>> BEGIN Extracted information
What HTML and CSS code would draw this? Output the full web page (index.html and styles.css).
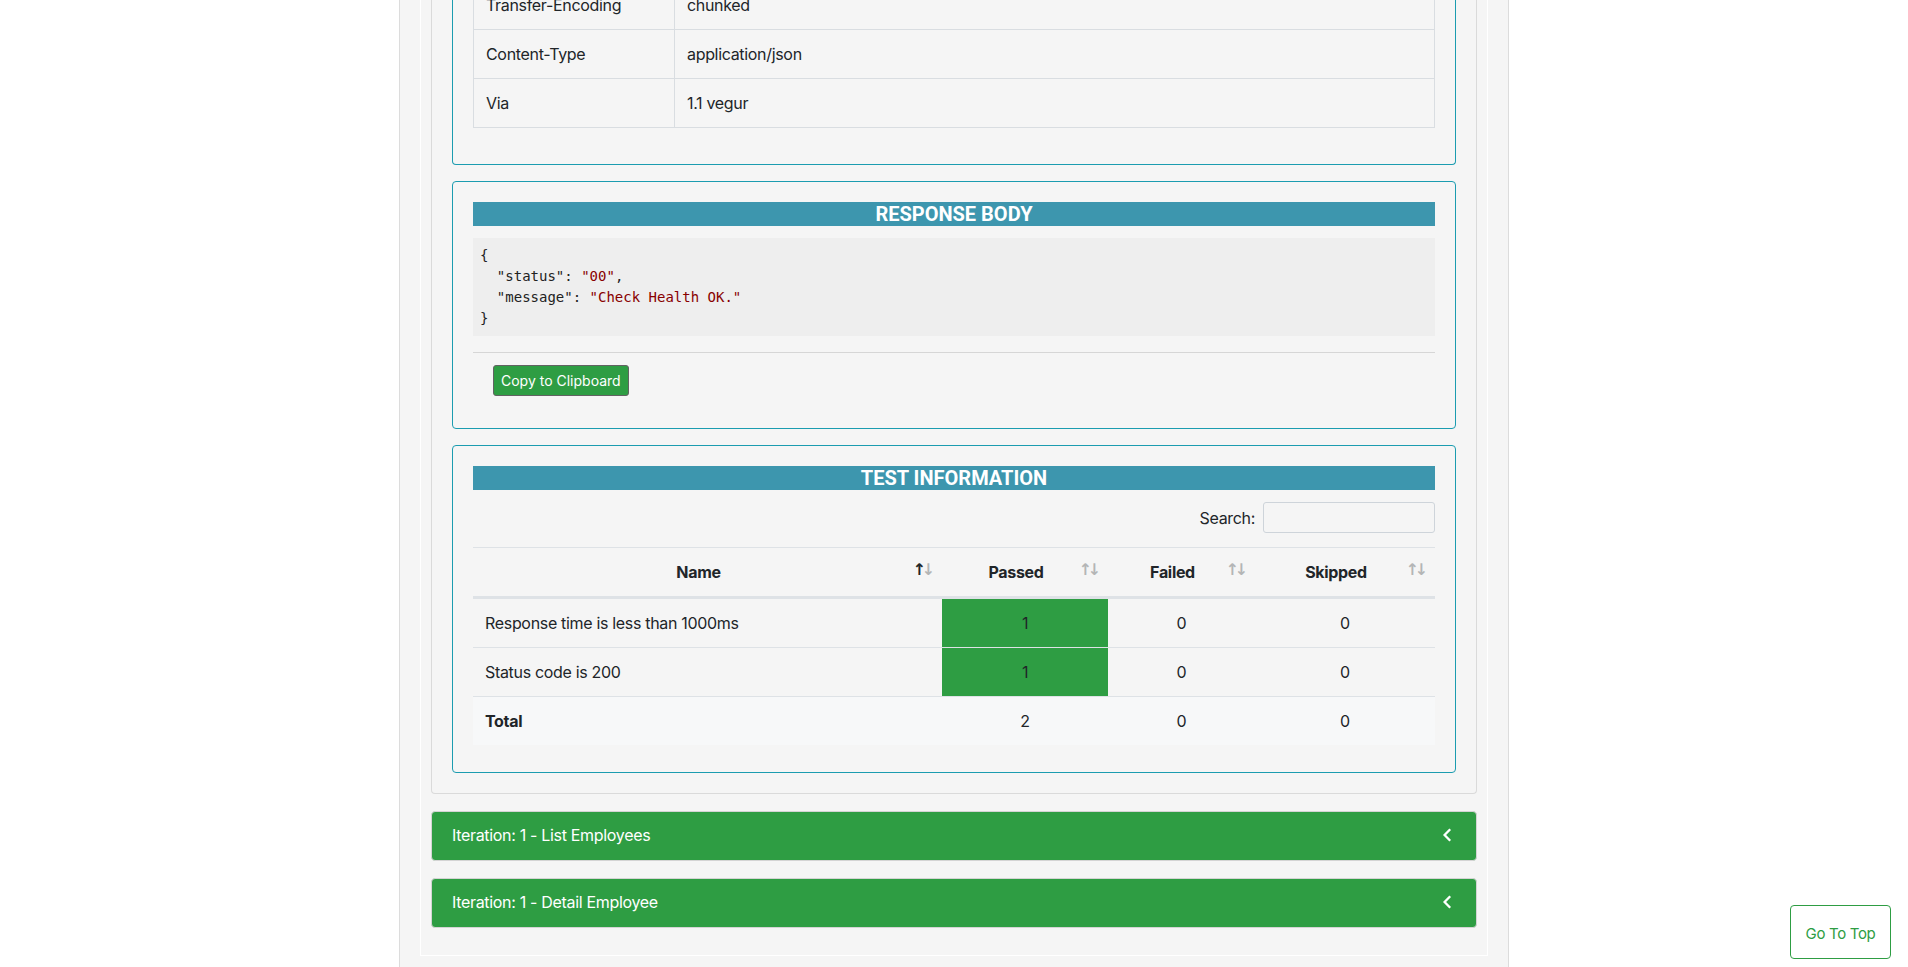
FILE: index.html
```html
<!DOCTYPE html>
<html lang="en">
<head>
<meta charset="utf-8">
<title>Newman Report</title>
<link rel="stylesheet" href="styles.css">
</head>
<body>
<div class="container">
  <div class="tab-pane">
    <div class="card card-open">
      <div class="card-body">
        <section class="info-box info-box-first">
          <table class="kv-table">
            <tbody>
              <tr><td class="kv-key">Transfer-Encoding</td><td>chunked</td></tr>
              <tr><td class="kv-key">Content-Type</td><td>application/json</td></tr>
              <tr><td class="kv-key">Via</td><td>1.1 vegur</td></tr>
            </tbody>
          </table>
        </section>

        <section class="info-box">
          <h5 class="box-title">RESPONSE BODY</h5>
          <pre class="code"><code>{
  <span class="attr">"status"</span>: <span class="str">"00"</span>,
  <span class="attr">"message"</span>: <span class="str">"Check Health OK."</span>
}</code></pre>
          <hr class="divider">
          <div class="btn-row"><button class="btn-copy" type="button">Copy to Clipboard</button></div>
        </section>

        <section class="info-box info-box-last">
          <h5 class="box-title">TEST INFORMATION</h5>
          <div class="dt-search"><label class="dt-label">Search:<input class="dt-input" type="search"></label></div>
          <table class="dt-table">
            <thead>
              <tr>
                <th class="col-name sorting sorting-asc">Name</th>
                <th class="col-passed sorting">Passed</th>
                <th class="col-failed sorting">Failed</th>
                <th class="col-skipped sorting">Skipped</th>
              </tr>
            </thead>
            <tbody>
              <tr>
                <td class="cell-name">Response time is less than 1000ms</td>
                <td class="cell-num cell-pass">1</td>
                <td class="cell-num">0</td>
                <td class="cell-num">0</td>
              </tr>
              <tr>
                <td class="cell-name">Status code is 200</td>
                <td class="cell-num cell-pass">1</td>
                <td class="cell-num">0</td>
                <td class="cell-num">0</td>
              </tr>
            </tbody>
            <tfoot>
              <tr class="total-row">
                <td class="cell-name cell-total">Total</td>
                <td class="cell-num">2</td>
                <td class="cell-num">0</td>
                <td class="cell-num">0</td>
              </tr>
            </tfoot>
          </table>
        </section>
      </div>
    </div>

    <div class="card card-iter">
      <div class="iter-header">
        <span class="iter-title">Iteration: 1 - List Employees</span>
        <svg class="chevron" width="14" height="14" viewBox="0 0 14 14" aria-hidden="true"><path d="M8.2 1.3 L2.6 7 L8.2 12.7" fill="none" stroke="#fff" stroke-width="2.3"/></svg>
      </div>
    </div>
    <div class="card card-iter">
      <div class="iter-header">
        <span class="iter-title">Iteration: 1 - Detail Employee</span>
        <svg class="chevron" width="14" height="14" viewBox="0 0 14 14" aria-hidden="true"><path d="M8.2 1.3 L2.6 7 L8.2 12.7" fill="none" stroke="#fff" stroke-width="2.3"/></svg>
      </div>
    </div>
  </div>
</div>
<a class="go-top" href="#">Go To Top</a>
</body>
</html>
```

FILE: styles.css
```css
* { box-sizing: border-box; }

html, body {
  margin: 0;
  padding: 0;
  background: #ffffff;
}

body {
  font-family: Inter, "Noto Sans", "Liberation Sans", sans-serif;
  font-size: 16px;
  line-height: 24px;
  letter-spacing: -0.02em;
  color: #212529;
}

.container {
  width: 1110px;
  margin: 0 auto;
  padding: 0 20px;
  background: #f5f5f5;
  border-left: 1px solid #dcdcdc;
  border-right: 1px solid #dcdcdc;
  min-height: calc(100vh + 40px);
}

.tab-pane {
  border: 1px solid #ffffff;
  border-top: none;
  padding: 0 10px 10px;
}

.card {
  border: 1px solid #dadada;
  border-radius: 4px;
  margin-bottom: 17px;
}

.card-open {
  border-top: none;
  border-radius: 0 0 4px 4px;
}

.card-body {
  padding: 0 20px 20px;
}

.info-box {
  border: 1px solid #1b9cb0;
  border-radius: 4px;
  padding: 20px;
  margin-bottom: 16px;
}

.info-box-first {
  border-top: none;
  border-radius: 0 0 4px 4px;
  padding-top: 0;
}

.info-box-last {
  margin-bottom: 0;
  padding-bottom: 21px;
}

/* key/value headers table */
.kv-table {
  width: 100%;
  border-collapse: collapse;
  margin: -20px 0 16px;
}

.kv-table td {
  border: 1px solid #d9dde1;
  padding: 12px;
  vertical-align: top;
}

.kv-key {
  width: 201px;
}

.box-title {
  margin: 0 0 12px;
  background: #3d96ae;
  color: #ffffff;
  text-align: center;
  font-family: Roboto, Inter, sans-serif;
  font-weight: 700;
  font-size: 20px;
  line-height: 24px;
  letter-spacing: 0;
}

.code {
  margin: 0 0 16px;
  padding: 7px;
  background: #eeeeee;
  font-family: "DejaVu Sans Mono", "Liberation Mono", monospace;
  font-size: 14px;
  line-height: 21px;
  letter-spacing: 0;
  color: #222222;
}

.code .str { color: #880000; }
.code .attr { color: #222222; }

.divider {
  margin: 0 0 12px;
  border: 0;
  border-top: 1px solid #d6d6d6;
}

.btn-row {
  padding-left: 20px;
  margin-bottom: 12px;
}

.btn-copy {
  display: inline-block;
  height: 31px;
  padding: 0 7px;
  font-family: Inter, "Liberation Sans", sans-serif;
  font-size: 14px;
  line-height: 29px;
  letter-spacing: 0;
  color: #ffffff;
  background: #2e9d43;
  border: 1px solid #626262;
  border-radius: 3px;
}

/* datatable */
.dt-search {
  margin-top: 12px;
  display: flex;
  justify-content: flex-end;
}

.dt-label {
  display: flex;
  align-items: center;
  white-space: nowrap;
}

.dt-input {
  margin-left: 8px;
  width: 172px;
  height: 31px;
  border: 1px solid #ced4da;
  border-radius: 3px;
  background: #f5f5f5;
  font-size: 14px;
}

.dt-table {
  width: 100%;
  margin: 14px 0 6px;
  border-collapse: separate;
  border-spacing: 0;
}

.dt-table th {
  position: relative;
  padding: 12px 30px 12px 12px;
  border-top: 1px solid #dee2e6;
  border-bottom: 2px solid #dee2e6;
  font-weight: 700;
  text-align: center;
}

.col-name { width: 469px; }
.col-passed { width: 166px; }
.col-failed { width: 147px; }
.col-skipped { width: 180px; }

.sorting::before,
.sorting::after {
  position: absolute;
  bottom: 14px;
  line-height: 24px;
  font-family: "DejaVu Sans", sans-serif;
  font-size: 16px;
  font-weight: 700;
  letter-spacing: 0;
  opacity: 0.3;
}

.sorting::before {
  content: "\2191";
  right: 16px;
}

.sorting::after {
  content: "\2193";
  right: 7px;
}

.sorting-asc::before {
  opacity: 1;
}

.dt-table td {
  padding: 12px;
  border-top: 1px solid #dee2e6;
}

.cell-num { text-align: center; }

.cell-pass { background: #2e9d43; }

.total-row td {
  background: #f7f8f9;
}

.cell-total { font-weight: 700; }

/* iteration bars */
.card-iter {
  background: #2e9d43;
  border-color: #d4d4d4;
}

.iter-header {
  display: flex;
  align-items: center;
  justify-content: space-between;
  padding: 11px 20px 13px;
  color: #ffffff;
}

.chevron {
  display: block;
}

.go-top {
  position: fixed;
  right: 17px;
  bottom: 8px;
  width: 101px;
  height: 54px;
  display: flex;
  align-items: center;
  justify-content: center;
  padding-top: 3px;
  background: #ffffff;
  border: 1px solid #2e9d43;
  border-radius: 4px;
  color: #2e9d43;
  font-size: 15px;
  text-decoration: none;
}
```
>> END Extracted information
>> BEGIN Extracted information
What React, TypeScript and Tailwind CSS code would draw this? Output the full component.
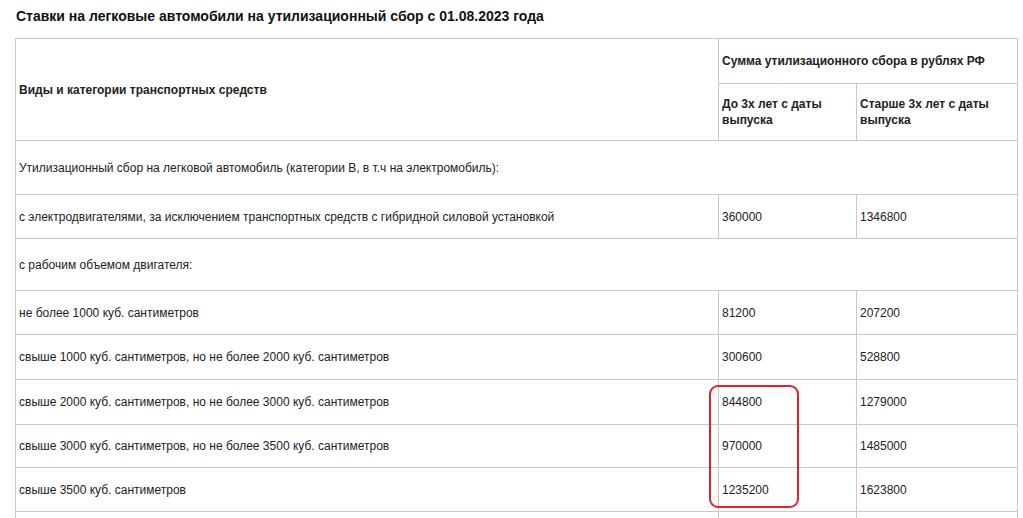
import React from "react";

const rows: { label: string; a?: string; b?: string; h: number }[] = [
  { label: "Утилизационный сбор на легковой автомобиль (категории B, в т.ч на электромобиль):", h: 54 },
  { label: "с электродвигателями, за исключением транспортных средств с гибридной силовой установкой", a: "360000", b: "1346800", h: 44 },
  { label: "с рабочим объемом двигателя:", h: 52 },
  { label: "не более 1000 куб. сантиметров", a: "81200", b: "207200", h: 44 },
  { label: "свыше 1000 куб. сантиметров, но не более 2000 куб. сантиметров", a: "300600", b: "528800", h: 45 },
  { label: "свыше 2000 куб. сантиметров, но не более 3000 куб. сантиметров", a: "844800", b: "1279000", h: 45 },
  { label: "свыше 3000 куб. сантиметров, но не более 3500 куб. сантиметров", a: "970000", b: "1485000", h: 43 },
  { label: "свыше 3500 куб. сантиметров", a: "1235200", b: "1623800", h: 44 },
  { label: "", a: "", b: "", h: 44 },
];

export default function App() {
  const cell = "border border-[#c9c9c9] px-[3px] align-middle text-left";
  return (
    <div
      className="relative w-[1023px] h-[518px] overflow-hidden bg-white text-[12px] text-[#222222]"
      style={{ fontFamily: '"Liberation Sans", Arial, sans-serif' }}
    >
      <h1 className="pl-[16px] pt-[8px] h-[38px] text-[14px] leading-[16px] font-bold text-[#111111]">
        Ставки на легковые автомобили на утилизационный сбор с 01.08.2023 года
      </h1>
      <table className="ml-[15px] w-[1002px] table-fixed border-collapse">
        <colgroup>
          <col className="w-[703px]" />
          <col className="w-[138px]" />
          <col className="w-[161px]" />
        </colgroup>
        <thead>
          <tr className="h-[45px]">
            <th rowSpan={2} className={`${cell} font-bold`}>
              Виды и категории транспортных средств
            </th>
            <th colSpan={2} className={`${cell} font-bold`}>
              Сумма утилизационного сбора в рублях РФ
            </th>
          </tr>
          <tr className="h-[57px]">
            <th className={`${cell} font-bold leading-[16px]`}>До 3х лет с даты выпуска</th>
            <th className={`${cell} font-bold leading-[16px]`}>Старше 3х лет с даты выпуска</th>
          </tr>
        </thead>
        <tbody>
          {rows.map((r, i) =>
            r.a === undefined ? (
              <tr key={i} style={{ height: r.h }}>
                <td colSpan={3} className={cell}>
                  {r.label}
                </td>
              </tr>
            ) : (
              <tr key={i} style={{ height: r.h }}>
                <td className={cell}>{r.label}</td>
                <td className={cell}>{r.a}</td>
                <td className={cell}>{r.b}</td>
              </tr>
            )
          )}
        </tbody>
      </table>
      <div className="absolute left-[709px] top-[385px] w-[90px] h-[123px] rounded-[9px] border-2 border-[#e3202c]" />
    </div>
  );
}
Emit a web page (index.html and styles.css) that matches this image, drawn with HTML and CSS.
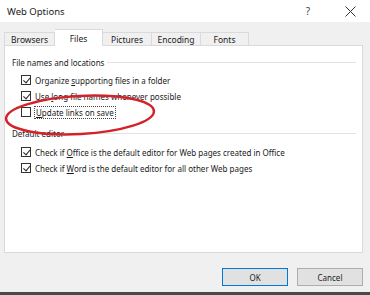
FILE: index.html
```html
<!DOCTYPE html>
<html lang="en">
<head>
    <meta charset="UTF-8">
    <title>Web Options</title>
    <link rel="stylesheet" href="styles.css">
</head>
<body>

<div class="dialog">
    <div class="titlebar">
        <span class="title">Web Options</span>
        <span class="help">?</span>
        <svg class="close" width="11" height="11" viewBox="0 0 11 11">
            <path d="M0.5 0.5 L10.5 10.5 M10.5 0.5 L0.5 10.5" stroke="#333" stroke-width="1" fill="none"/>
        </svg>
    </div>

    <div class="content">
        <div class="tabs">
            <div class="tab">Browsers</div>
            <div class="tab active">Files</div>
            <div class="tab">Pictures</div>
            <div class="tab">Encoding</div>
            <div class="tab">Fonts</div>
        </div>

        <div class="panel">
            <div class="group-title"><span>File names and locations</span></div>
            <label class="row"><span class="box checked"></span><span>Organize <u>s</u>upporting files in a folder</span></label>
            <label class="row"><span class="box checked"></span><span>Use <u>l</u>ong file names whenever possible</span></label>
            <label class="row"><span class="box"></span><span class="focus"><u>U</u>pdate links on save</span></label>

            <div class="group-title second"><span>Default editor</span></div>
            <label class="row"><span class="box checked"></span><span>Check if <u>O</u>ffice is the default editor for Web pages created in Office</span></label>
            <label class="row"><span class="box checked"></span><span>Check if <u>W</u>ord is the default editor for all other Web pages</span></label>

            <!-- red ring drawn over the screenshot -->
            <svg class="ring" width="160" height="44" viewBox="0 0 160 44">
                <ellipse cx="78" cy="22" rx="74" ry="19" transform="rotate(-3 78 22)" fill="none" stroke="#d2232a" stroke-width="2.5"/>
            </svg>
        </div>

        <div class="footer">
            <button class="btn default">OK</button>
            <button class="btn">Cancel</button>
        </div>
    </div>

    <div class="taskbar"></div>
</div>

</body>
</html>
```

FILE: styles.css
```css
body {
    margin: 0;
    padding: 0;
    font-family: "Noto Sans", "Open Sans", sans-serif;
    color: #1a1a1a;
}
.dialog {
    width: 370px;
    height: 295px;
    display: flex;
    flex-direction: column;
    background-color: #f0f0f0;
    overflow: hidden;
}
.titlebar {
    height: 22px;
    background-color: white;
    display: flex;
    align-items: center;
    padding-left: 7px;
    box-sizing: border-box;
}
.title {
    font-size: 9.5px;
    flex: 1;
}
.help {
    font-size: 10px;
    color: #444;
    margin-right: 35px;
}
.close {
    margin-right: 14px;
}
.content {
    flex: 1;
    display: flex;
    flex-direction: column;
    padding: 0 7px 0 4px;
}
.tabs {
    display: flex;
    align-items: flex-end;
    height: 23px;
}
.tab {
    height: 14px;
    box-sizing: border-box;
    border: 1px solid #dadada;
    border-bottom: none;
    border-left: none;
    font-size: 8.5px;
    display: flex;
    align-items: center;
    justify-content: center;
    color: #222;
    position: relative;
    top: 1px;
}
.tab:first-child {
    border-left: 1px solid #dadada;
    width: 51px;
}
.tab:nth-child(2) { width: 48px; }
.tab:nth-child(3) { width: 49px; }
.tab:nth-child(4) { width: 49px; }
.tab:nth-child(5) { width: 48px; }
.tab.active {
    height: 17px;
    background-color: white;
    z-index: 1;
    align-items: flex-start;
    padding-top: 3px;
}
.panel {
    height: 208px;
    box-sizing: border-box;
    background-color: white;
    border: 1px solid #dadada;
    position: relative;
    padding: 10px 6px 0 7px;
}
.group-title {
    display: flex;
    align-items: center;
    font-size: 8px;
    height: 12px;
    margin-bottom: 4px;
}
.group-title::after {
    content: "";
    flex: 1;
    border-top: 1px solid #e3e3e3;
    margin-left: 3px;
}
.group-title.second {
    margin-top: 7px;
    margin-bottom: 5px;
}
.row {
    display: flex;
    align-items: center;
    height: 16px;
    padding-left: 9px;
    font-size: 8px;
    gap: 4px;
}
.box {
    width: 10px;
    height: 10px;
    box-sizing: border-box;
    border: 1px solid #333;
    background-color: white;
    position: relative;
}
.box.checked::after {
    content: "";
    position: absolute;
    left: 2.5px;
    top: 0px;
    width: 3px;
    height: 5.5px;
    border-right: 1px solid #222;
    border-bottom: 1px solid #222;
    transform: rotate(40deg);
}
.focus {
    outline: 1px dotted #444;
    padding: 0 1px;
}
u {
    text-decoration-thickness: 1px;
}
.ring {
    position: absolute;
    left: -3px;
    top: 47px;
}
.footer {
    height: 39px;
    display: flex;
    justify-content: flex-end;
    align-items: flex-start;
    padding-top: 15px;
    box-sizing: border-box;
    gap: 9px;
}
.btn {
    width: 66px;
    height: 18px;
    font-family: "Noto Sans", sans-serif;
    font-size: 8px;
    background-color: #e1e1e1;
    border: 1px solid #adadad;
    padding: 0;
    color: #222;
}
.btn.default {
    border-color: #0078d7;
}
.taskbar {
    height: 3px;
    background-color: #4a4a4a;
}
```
>> END Extracted information
>> BEGIN Extracted information
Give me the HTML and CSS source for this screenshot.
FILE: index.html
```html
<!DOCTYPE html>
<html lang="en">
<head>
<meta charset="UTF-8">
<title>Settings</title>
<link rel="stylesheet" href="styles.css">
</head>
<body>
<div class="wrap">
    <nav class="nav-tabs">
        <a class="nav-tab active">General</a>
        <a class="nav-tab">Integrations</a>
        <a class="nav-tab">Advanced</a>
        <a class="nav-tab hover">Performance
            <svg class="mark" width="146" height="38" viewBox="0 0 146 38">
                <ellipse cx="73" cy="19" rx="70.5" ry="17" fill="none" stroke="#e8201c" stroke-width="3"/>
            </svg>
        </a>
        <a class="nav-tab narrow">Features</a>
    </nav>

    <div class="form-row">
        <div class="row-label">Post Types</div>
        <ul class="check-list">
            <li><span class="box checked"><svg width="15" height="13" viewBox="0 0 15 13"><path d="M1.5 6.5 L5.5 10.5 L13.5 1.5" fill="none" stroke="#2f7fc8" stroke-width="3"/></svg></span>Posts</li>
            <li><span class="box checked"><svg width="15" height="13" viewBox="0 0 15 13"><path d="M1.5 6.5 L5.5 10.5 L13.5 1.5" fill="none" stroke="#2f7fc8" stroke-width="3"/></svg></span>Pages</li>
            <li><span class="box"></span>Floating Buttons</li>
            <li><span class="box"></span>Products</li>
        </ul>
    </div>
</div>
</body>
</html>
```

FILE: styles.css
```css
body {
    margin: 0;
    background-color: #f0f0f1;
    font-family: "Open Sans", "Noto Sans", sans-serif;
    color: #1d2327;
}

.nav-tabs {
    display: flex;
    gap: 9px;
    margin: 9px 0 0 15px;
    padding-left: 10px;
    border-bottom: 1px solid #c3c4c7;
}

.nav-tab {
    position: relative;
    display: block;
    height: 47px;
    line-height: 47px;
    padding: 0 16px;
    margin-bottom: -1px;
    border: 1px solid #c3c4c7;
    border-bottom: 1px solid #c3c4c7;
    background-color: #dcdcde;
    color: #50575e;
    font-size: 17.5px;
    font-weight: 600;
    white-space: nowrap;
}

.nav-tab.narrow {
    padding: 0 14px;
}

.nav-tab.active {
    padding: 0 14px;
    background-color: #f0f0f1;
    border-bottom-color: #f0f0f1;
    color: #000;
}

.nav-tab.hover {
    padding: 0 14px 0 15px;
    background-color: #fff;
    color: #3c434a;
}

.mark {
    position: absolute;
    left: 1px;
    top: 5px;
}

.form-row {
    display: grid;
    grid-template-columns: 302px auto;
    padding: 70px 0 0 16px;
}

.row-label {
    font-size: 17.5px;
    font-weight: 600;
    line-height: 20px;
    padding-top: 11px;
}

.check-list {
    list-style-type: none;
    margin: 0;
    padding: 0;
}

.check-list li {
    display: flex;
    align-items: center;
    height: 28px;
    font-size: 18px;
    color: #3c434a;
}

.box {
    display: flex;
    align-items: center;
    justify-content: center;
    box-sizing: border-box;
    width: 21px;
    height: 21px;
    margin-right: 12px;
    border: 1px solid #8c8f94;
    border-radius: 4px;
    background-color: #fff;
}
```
>> END Extracted information
- **What is required**:
Gather all lines from the records above in which "React" appears.

- **The reply**:
What React, TypeScript and Tailwind CSS code would draw this? Output the full component.
import React from "react";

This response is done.